El exjefe del Estado se suma a la ya nutrida lista de personayes decepcionantes de la Transición. El revés moral colectivo es histórico

Como en otros periodos de la historia de España, la conducta privada de los reyes -fue el caso de Isabel IIAlfonso XIII y ahora de su nieto Juan Carlos I- arruinó sus trayectorias como estadistas. De modo especial, la conducta del rey emérito oscurece las muchas luces de su largo reinado porque, tras haberse reconocido sus méritos democráticos, se percibe una sensación de traición por la pésima utilización que el monarca ha hecho del amplio margen que los sucesivos gobiernos, los medios de comunicación y la sociedad española le otorgaron con una generosa confianza en su sentido estadista.
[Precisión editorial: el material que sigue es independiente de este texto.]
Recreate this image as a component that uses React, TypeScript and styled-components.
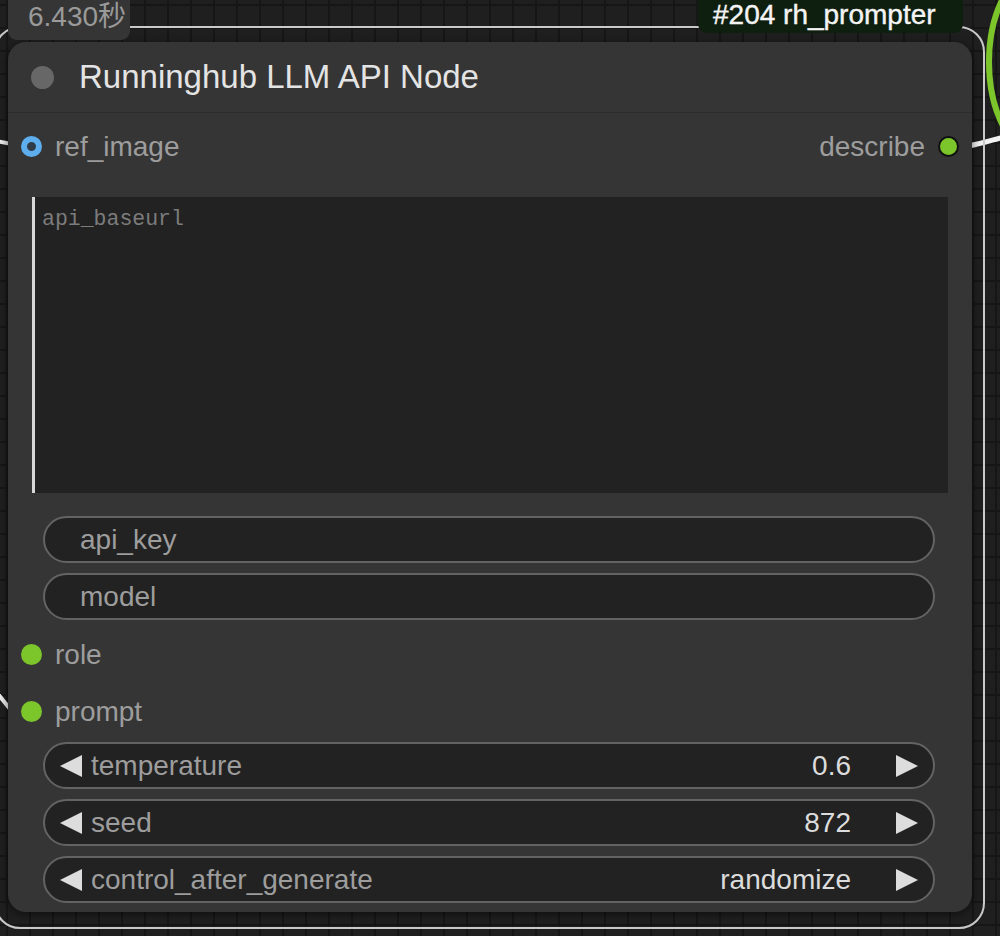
import React from "react";
import styled, { createGlobalStyle } from "styled-components";

const GlobalStyle = createGlobalStyle`
  html, body { margin: 0; padding: 0; background: #1d1d1d; }
  body {
    width: 1000px;
    height: 936px;
    overflow: hidden;
    font-family: "Liberation Sans", Arial, sans-serif;
  }
`;

const Canvas = styled.div`
  position: relative;
  width: 1000px;
  height: 936px;
  overflow: hidden;
  background-color: #1f1f1f;
  background-image: linear-gradient(#161616 2px, transparent 2px),
    linear-gradient(90deg, #161616 2px, transparent 2px);
  background-size: 23px 23px;
  background-position: 6px 4px;
`;

const Wires = styled.svg`
  position: absolute;
  left: 0;
  top: 0;
  width: 1000px;
  height: 936px;
  pointer-events: none;
`;

const SelectionOutline = styled.div`
  position: absolute;
  left: -6px;
  top: 26px;
  width: 987px;
  height: 899px;
  border: 2.5px solid #c9c9c9;
  border-radius: 26px;
`;

const TimeBadge = styled.div`
  position: absolute;
  left: 8px;
  top: 0;
  width: 122px;
  height: 40px;
  box-sizing: border-box;
  padding-left: 20px;
  background: #353535;
  border-radius: 0 0 9px 9px;
  color: #9a9a9a;
  font-size: 28px;
  line-height: 34px;
  font-family: "Liberation Sans", Arial, "Noto Sans CJK SC", sans-serif;
  white-space: nowrap;
`;

const IdBadge = styled.div`
  position: absolute;
  left: 698px;
  top: 0;
  width: 265px;
  height: 33px;
  box-sizing: border-box;
  padding-left: 15px;
  background: #0e1e0f;
  border-radius: 0 0 9px 9px;
  color: #f4f4f4;
  font-size: 28px;
  line-height: 30px;
  white-space: nowrap;
  -webkit-text-stroke: 0.4px #f4f4f4;
`;

const Node = styled.div`
  position: absolute;
  left: 8px;
  top: 42px;
  width: 964px;
  height: 870px;
  background: #353535;
  border-radius: 18px;
  box-shadow: 0 2px 10px rgba(0, 0, 0, 0.55);
  display: flex;
  flex-direction: column;
`;

const Header = styled.div`
  height: 70px;
  border-bottom: 1px solid #2c2c2c;
  display: flex;
  align-items: center;
  gap: 25px;
  padding-left: 23px;
`;

const TitleDot = styled.span`
  width: 23px;
  height: 23px;
  border-radius: 50%;
  background: #676767;
  flex: none;
`;

const Title = styled.span`
  color: #e4e4e4;
  font-size: 33px;
  white-space: nowrap;
`;

const Body = styled.div`
  display: flex;
  flex-direction: column;
  padding: 5px 0 8px;
`;

const SlotRow = styled.div<{ $mt?: number }>`
  height: 57px;
  margin-top: ${(p) => p.$mt ?? 0}px;
  padding: 0 13px;
  display: flex;
  align-items: center;
  justify-content: space-between;
`;

const SlotSide = styled.div`
  display: flex;
  align-items: center;
  gap: 13px;
`;

const SlotLabel = styled.span`
  color: #9d9d9d;
  font-size: 28px;
  white-space: nowrap;
`;

const Dot = styled.span<{ $kind: "image" | "string" | "output" }>`
  width: 21px;
  height: 21px;
  border-radius: 50%;
  box-sizing: border-box;
  flex: none;
  background: ${(p) => (p.$kind === "image" ? "#2f3b46" : "#7cc52b")};
  border: ${(p) =>
    p.$kind === "image"
      ? "6px solid #5eaeee"
      : p.$kind === "output"
      ? "2px solid #111"
      : "none"};
`;

const TextArea = styled.div`
  margin: 22px 24px 0;
  height: 296px;
  background: #222222;
  border-left: 3px solid #d8d8d8;
  box-sizing: border-box;
  padding: 8px 0 0 7px;
  color: #7c7c7c;
  font-family: "Liberation Mono", "Courier New", monospace;
  font-size: 21.5px;
  line-height: 28px;
`;

const Widget = styled.div<{ $mt: number }>`
  margin: ${(p) => p.$mt}px 37px 0 35px;
  height: 47px;
  box-sizing: border-box;
  border: 2px solid #636363;
  border-radius: 24px;
  background: #222222;
  display: flex;
  align-items: center;
  font-size: 28px;
  white-space: nowrap;
`;

const TextWidgetLabel = styled.span`
  color: #9d9d9d;
  padding-left: 35px;
`;

const NumberInner = styled.div`
  flex: 1;
  display: flex;
  align-items: center;
  padding: 0 15px;
`;

const Arrow = styled.svg`
  width: 22px;
  height: 22px;
  flex: none;
`;

const WidgetName = styled.span`
  color: #9d9d9d;
  margin-left: 9px;
  flex: 1;
`;

const WidgetValue = styled.span`
  color: #dcdcdc;
  margin-right: 45px;
`;

function LeftArrow() {
  return (
    <Arrow viewBox="0 0 22 22">
      <polygon points="0,11 22,0 22,22" fill="#dddddd" />
    </Arrow>
  );
}

function RightArrow() {
  return (
    <Arrow viewBox="0 0 22 22">
      <polygon points="22,11 0,0 0,22" fill="#dddddd" />
    </Arrow>
  );
}

function NumberWidget({ name, value, mt }: { name: string; value: string; mt: number }) {
  return (
    <Widget $mt={mt}>
      <NumberInner>
        <LeftArrow />
        <WidgetName>{name}</WidgetName>
        <WidgetValue>{value}</WidgetValue>
        <RightArrow />
      </NumberInner>
    </Widget>
  );
}

export default function App() {
  return (
    <>
      <GlobalStyle />
      <Canvas>
        <Wires viewBox="0 0 1000 936">
          <path d="M -4 141 L 22 146" stroke="#eeeeee" strokeWidth="4" fill="none" />
          <path d="M -2 694 L 14 714" stroke="#eeeeee" strokeWidth="4" fill="none" />
          <path d="M 955 147 C 972 147, 985 142, 1004 137" stroke="#f2f2f2" strokeWidth="5" fill="none" />
          <ellipse cx="1050" cy="62" rx="61" ry="100" stroke="#7cc52b" strokeWidth="6" fill="none" />
        </Wires>
        <SelectionOutline />
        <Node>
          <Header>
            <TitleDot />
            <Title>Runninghub LLM API Node</Title>
          </Header>
          <Body>
            <SlotRow>
              <SlotSide>
                <Dot $kind="image" />
                <SlotLabel>ref_image</SlotLabel>
              </SlotSide>
              <SlotSide>
                <SlotLabel>describe</SlotLabel>
                <Dot $kind="output" />
              </SlotSide>
            </SlotRow>
            <TextArea>api_baseurl</TextArea>
            <Widget $mt={23}>
              <TextWidgetLabel>api_key</TextWidgetLabel>
            </Widget>
            <Widget $mt={10}>
              <TextWidgetLabel>model</TextWidgetLabel>
            </Widget>
            <SlotRow $mt={6}>
              <SlotSide>
                <Dot $kind="string" />
                <SlotLabel>role</SlotLabel>
              </SlotSide>
            </SlotRow>
            <SlotRow>
              <SlotSide>
                <Dot $kind="string" />
                <SlotLabel>prompt</SlotLabel>
              </SlotSide>
            </SlotRow>
            <NumberWidget name="temperature" value="0.6" mt={2} />
            <NumberWidget name="seed" value="872" mt={10} />
            <NumberWidget name="control_after_generate" value="randomize" mt={10} />
          </Body>
        </Node>
        <TimeBadge>6.430秒</TimeBadge>
        <IdBadge>#204 rh_prompter</IdBadge>
      </Canvas>
    </>
  );
}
De tal manera que el padre de Felipe VI se ha incorporado a la ya nutrida lista de personajes  decepcionantes de la Transición. El revés moral colectivo es histórico.

Ruptura con contención emocional

Con la abdicación –tras la que se trataba de cortocircuitar mayores culpas que las de permitir las fechorías de su yerno y las propias de sus andanzas africanas con amante incorporada- Juan Carlos I enjugó su responsabilidad política, pero ahora queda por dilucidar la penal, si la hubiere, a criterio de la fiscalía del Tribunal Supremo. Y si la hay, no cabe duda de que el rey emérito se sentará en el banquillo. Por duro que resulte para su hijo, Felipe VI lo asumirá como ha asumido con contención emocional la ruptura con su padre tras retirarle la asignación presupuestaria y renunciar simbólicamente a una herencia patrimonial que estaría contaminada. Antes, el Rey quebró la relación con su hermana Cristina revocándole el ducado de Palma y redujo la familia real a seis miembros, excluyendo así a la infanta Elena de la agenda oficial de su Casa.  
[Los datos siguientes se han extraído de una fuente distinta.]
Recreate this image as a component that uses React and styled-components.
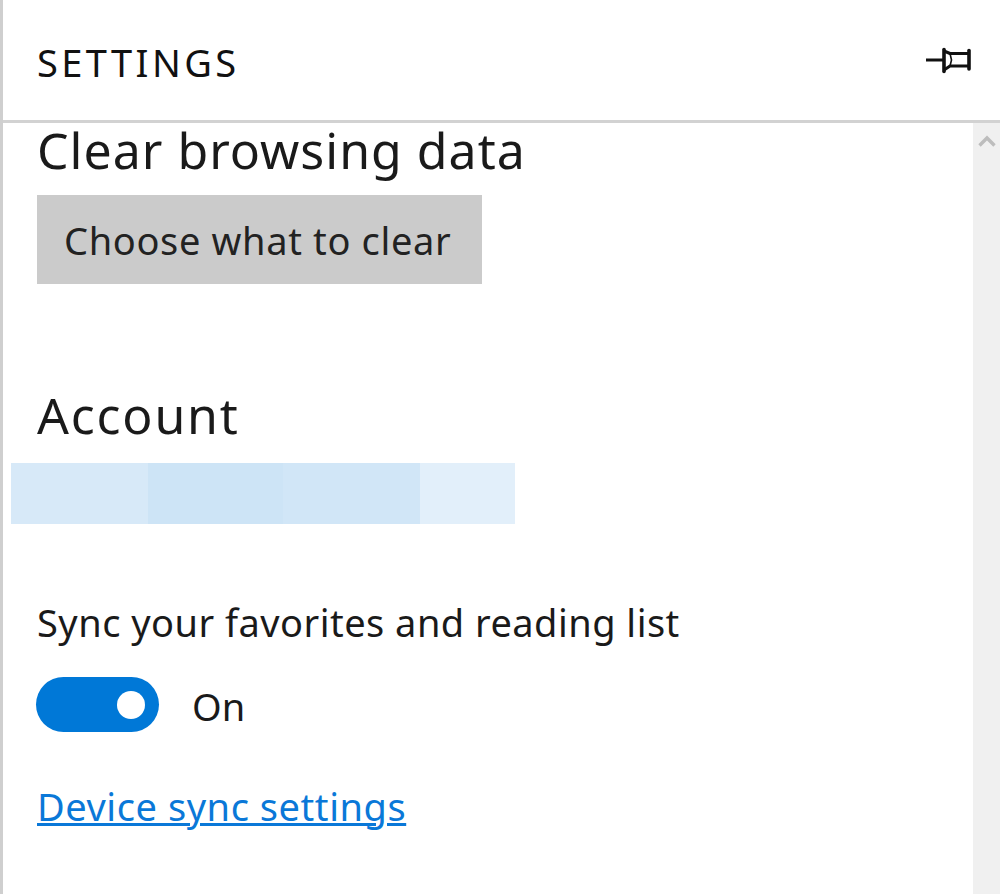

En Madrid estos hechos han producido un sarpullido republicano. Las Cortes Generales albergan el mayor número desde 1979 de representantes populares -más allá de los escaños de ERC y otros partidos menores- que no son afectos a la Monarquía parlamentaria y desean una 'crisis constituyente' que someta a referéndum la forma de Estado. Podemos se ha manifestado ya en ese sentido visualizando su tendencia destructiva sobre el sistema actual. La opción socialista consiste, sin embargo, en aplicar un bálsamo sobre esa erupción, conteniendo a su socio de coalición gubernamental, bloqueando la investigación parlamentaria a Juan Carlos I, colaborando con la fiscalía (son esenciales las averiguaciones de la Agencia Tributaria) y amparando a Felipe VI que, según estudios demoscópicos no oficiales, mantendría una buena valoración popular al favorecerle la comparación entre su comportamiento y el de su padre y de otras personalidades destacadas de la clase dirigente española.
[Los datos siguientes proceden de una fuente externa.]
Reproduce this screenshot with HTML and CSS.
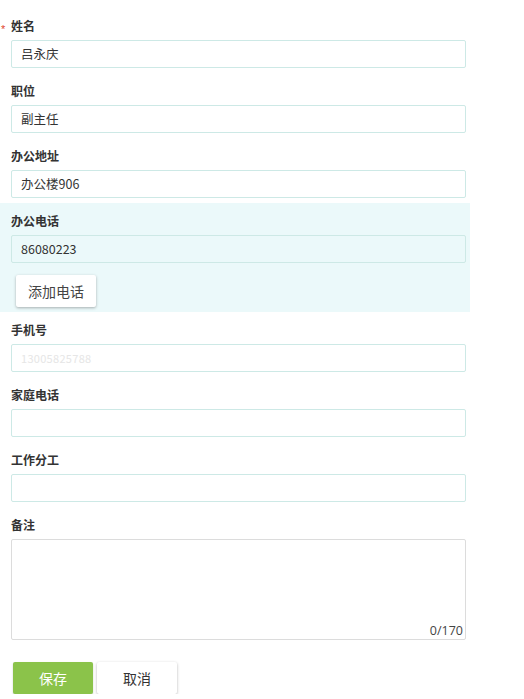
FILE: index.html
```html
<!DOCTYPE html>
<html>
<head>
<meta charset="utf-8">
<link rel="stylesheet" href="styles.css">
</head>
<body>
<form class="form">
  <div class="field">
    <label class="label required">姓名</label>
    <div class="input">吕永庆</div>
  </div>
  <div class="field">
    <label class="label">职位</label>
    <div class="input">副主任</div>
  </div>
  <div class="field">
    <label class="label">办公地址</label>
    <div class="input">办公楼906</div>
  </div>
  <div class="panel">
    <label class="label">办公电话</label>
    <div class="input input-panel">86080223</div>
    <button type="button" class="btn btn-add">添加电话</button>
  </div>
  <div class="field">
    <label class="label">手机号</label>
    <div class="input input-blur">13005825788</div>
  </div>
  <div class="field">
    <label class="label">家庭电话</label>
    <div class="input"></div>
  </div>
  <div class="field">
    <label class="label">工作分工</label>
    <div class="input"></div>
  </div>
  <div class="field">
    <label class="label">备注</label>
    <div class="textarea-wrap">
      <div class="textarea"></div>
      <span class="counter">0/170</span>
    </div>
  </div>
  <div class="actions">
    <button type="button" class="btn btn-save">保存</button>
    <button type="button" class="btn btn-cancel">取消</button>
  </div>
</form>
</body>
</html>
```
FILE: styles.css
```css
* { box-sizing: border-box; }
body {
  margin: 0;
  background: #fff;
  font-family: "Noto Sans CJK SC", "Noto Sans", sans-serif;
  color: #333;
}
.form {
  width: 470px;
  padding-top: 17px;
  display: flex;
  flex-direction: column;
}
.field {
  display: flex;
  flex-direction: column;
  padding: 0 4px 14px 11px;
}
.label {
  position: relative;
  display: block;
  height: 18px;
  line-height: 18px;
  font-size: 12px;
  font-weight: bold;
  color: #333;
  margin-bottom: 5px;
}
.required::before {
  content: "*";
  position: absolute;
  left: -10px;
  top: 3px;
  color: #e0442e;
  font-size: 11px;
  font-weight: normal;
  font-family: "Liberation Sans", sans-serif;
}
.input {
  height: 28px;
  border: 1px solid #cde9e6;
  border-radius: 2px;
  background: #fff;
  padding: 0 9px;
  font-size: 12.5px;
  line-height: 26px;
  color: #333;
}
.input-panel { background: #ebf9fa; }
.input-blur {
  color: #e6e6e6;
  font-size: 11px;
  letter-spacing: 0.3px;
}
.panel {
  background: #ebf9fa;
  margin-top: -9px;
  padding: 9px 4px 5px 11px;
  margin-bottom: 9px;
  display: flex;
  flex-direction: column;
}
.btn {
  height: 32px;
  width: 80px;
  border: none;
  border-radius: 2px;
  font-family: "Noto Sans CJK SC", "Noto Sans", sans-serif;
  font-size: 14px;
  cursor: pointer;
}
.btn-add {
  margin: 12px 0 0 5px;
  background: #fff;
  color: #444;
  box-shadow: 0 1px 3px rgba(0, 0, 0, 0.3);
}
.textarea-wrap {
  position: relative;
}
.textarea {
  height: 101px;
  border: 1px solid #dcdcdc;
  border-radius: 2px;
  background: #fff;
}
.counter {
  position: absolute;
  right: 3px;
  bottom: 1px;
  font-family: "Open Sans", "Liberation Sans", sans-serif;
  font-size: 12.5px;
  color: #444;
}
.actions {
  display: flex;
  gap: 4px;
  padding: 8px 0 0 13px;
}
.btn-save {
  background: #8bc34a;
  color: #fff;
  box-shadow: 0 1px 2px rgba(0, 0, 0, 0.2);
}
.btn-cancel {
  background: #fff;
  color: #333;
  box-shadow: 0 1px 3px rgba(0, 0, 0, 0.3);
}
```
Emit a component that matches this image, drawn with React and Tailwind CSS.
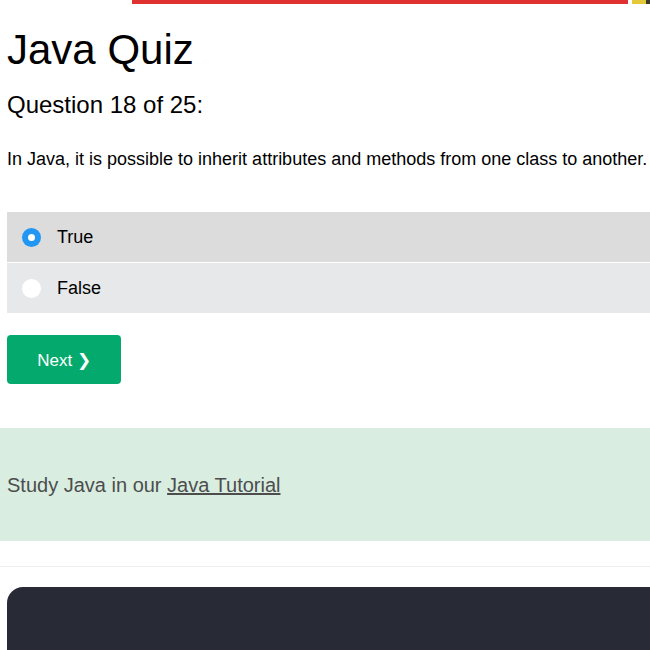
import React, { useState } from 'react';

const options = ['True', 'False'];

const App = () => {
  const [answer, setAnswer] = useState('True');

  return (
    <div className="w-[650px] h-[650px] overflow-hidden bg-white text-black font-['Liberation_Sans',Arial,sans-serif]">
      {/* top banner edge */}
      <div className="flex h-[4px]">
        <div className="w-[132px]" />
        <div className="w-[496px] bg-[#e03131]" />
        <div className="w-[4px] bg-white" />
        <div className="w-[14px] bg-[#e3c93a]" />
        <div className="flex-1 bg-[#3a3a2a]" />
      </div>

      <div className="pl-[7px]">
        <h1 className="text-[42px] leading-[52px] mt-[20px]">Java Quiz</h1>
        <h3 className="text-[24px] leading-[30px] mt-[14px]">Question 18 of 25:</h3>
        <p className="text-[18px] leading-[24px] mt-[27px] whitespace-nowrap">
          In Java, it is possible to inherit attributes and methods from one class to another.
        </p>

        {/* options */}
        <div className="mt-[41px] flex flex-col gap-[1px]">
          {options.map((opt) => {
            const checked = answer === opt;
            return (
              <label
                key={opt}
                onClick={() => setAnswer(opt)}
                className={`flex items-center h-[50px] pl-[15px] cursor-pointer ${
                  checked ? 'bg-[#dcdcdc]' : 'bg-[#e7e8e9]'
                }`}
              >
                <span
                  className={`w-[19px] h-[19px] rounded-full flex items-center justify-center ${
                    checked ? 'bg-[#2196f3]' : 'bg-white'
                  }`}
                >
                  {checked && <span className="w-[7px] h-[7px] rounded-full bg-white" />}
                </span>
                <span className="ml-[16px] text-[18px]">{opt}</span>
              </label>
            );
          })}
        </div>

        <button className="mt-[22px] w-[114px] h-[49px] pt-[2px] rounded-[4px] bg-[#04aa6d] text-white text-[17px]">
          Next ❯
        </button>
      </div>

      {/* tutorial link */}
      <div className="mt-[44px] h-[113px] bg-[#d9eee1] flex items-center pl-[7px]">
        <p className="text-[20px] text-[#4d4d4d]">
          Study Java in our <a href="#" className="underline">Java Tutorial</a>
        </p>
      </div>

      <hr className="mt-[25px] border-t border-[#eeeeee]" />

      <div className="mt-[20px] ml-[7px] h-[100px] rounded-tl-[16px] bg-[#282a35]" />
    </div>
  );
};

export default App;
La clave para que la erupción republicana tampoco en este caso prospere reside en la actitud que adopte la derecha liberal y con peso intelectual en combinación con la actitud de la izquierda de Estado. La experiencia histórica enseña que la II República, previo derrocamiento de Alfonso XIII en 1931, se debió en mucho al impulso de referentes como José Ortega y Gasset, Gregorio Marañón y Ramón Pérez de Ayala, entre otros. Y aunque sea cierto que las derogaciones constitucionales no siempre son formales sino sobrevenidas por acontecimientos con una energía imprevista, no estamos en ese supuesto. 

La trinchera de Sánchez

El presidente del Gobierno ha planteado una reforma de la inviolabilidad del jefe del Estado para acotarla, pero esa alteración y otras que requeriría el Titulo II de la Constitución solo pueden producirse por el procedimiento agravado, lo que exige disolución de las Cortes y referéndum vinculante. Sin la derecha, no es practicable. Sánchez ha establecido una trinchera porque, al tiempo que subraya su propósito reformista, se mantiene, él y su partido, en el apoyo a la Corona, uno de los pilares del pacto constitucional de 1978.

En Catalunya y para el independentismo, republicano por definición, este grave episodio le refuerza en la misma medida en que lo reduce -por reacción- en el resto de España, que, no obstante, bascula entre la perplejidad y la indignación. El país en su conjunto atraviesa por una avalancha de frustraciones tanto políticas como sociales que cursan, además, con una gobernanza en España y en Europa transida de contradicciones. Todo ha de evolucionar para no revolucionar. También la Monarquía parlamentaria.